[Exercise instructions] Filter for the word "Write" and keep each matching line.

--- Available records ---

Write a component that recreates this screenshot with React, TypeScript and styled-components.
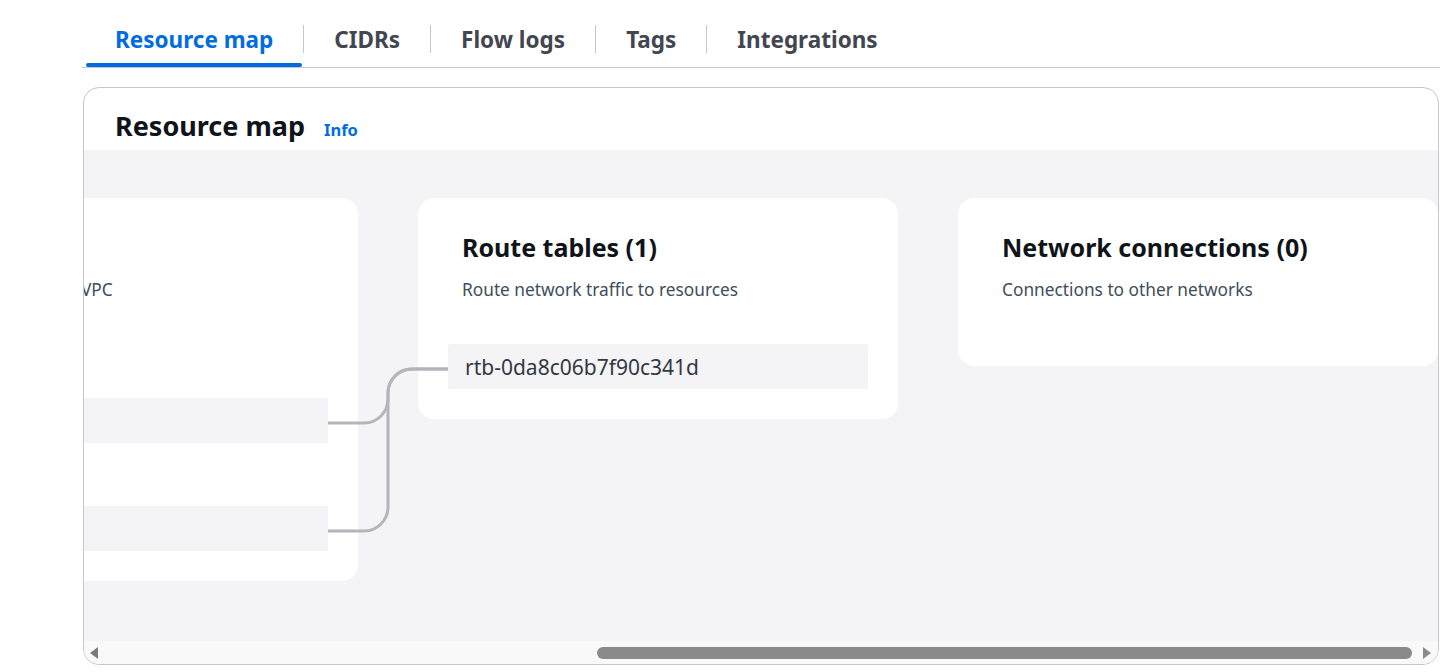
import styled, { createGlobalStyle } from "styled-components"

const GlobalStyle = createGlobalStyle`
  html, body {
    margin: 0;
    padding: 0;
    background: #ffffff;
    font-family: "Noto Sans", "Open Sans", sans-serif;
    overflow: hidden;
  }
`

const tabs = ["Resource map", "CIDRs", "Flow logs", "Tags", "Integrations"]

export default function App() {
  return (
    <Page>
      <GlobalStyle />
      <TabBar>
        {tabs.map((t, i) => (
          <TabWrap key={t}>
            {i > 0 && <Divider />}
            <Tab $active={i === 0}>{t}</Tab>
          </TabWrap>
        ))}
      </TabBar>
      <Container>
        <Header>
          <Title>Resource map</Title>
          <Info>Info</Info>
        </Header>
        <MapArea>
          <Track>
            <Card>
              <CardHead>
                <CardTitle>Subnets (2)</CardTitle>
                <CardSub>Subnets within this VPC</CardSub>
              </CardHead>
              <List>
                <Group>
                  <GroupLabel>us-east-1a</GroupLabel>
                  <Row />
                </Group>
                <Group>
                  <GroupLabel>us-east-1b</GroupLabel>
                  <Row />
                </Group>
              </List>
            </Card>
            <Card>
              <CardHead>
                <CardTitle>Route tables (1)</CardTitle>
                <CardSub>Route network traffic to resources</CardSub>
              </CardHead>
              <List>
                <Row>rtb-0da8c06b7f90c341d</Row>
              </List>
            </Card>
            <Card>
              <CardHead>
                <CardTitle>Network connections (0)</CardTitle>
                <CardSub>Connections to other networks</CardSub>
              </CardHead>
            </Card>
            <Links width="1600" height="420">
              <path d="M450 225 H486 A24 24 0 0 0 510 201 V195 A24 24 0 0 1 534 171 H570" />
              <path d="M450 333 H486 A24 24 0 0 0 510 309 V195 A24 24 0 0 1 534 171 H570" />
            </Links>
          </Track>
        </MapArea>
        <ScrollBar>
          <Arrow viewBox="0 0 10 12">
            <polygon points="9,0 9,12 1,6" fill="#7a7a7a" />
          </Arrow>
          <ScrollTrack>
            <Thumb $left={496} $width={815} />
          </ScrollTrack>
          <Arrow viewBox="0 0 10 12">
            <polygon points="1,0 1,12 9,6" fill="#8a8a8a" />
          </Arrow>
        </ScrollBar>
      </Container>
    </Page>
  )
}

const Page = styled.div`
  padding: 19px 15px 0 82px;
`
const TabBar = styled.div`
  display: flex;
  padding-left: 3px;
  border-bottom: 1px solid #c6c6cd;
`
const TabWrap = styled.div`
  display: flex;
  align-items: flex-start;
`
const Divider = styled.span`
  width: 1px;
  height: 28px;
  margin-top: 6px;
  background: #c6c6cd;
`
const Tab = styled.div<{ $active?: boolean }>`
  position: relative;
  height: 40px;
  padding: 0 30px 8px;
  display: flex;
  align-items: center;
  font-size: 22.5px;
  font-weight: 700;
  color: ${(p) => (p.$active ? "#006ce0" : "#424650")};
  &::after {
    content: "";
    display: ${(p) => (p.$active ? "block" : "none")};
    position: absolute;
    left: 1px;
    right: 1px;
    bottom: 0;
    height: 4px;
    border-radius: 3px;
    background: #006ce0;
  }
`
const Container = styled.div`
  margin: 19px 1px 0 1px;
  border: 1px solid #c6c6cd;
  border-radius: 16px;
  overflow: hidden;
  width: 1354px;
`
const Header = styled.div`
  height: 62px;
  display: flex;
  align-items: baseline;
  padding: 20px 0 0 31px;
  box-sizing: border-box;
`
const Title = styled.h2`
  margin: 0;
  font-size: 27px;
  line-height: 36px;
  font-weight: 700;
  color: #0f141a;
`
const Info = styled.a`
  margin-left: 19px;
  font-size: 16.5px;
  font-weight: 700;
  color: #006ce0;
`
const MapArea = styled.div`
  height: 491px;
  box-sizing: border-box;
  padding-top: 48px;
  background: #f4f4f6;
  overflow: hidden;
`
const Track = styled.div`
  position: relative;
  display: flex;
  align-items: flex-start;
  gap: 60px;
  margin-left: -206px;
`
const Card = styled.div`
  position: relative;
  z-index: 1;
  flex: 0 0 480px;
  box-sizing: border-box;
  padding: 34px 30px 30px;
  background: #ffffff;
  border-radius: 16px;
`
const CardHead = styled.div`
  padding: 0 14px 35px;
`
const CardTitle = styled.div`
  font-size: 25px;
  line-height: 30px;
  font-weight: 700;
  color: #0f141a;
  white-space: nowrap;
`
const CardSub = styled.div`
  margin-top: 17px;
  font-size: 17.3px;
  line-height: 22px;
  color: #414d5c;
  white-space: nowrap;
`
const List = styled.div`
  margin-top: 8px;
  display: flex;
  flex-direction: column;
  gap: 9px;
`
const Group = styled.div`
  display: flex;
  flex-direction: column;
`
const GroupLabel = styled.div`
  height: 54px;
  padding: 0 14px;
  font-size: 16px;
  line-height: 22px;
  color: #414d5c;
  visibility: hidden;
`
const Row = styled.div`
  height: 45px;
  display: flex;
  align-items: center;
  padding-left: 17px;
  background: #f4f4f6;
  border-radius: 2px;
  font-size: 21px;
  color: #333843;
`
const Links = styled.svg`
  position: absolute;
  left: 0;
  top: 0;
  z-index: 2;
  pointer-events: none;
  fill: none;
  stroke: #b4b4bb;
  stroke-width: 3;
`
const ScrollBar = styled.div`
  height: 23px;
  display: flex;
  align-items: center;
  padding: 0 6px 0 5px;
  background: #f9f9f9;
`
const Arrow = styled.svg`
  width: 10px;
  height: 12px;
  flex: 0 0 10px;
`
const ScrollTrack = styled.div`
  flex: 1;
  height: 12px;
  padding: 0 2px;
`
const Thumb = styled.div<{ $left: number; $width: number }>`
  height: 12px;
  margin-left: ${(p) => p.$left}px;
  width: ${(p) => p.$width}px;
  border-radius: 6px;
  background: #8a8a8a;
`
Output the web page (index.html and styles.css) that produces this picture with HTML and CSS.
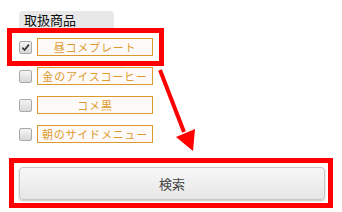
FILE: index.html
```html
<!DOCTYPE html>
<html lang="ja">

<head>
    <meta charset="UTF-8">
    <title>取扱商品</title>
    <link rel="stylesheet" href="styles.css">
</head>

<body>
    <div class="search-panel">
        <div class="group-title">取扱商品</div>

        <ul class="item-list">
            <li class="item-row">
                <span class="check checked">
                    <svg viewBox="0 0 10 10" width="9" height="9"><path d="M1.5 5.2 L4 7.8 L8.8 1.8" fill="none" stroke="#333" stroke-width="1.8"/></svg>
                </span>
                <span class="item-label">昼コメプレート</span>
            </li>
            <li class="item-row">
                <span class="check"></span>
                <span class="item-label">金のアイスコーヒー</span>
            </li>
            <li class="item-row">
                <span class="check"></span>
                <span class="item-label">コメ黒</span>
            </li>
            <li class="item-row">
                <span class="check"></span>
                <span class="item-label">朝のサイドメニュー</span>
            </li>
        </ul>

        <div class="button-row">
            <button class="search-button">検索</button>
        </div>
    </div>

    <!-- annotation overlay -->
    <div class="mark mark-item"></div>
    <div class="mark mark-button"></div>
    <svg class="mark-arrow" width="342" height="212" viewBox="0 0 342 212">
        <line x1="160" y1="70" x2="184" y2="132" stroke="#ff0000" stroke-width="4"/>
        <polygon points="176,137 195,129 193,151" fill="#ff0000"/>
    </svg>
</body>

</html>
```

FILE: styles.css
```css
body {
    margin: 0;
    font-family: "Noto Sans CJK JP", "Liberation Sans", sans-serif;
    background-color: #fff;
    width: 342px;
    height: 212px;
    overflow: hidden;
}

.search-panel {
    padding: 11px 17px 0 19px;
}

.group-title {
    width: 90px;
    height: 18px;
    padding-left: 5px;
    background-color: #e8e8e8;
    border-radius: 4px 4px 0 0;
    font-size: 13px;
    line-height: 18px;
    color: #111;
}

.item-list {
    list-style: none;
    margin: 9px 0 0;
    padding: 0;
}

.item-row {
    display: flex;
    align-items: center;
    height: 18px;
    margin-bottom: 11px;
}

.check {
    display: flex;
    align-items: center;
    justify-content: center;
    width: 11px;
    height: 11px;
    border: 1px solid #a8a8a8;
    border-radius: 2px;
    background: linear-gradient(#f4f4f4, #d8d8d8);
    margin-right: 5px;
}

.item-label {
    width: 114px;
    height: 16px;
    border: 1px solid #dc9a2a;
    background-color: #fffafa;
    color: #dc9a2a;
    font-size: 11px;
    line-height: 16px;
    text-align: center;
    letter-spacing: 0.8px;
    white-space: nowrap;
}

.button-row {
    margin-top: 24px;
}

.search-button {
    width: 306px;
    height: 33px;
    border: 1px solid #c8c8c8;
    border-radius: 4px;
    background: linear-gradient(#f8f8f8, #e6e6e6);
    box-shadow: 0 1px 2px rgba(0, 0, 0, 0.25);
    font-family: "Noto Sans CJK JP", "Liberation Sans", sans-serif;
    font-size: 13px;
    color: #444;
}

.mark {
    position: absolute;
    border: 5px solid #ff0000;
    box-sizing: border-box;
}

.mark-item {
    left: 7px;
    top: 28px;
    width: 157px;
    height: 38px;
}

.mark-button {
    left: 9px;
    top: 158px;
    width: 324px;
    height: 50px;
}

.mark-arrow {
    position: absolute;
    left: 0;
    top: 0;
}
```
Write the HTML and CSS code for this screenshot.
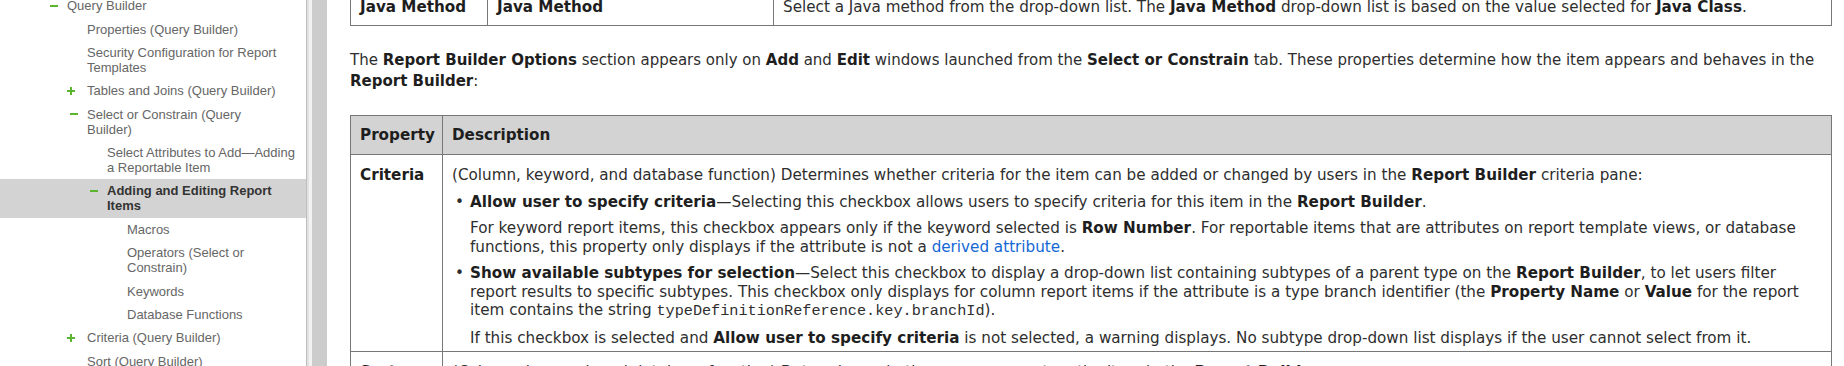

---

[Task solution]
Write a component that recreates this screenshot with React, TypeScript and styled-components.
Write the HTML and CSS code for this screenshot.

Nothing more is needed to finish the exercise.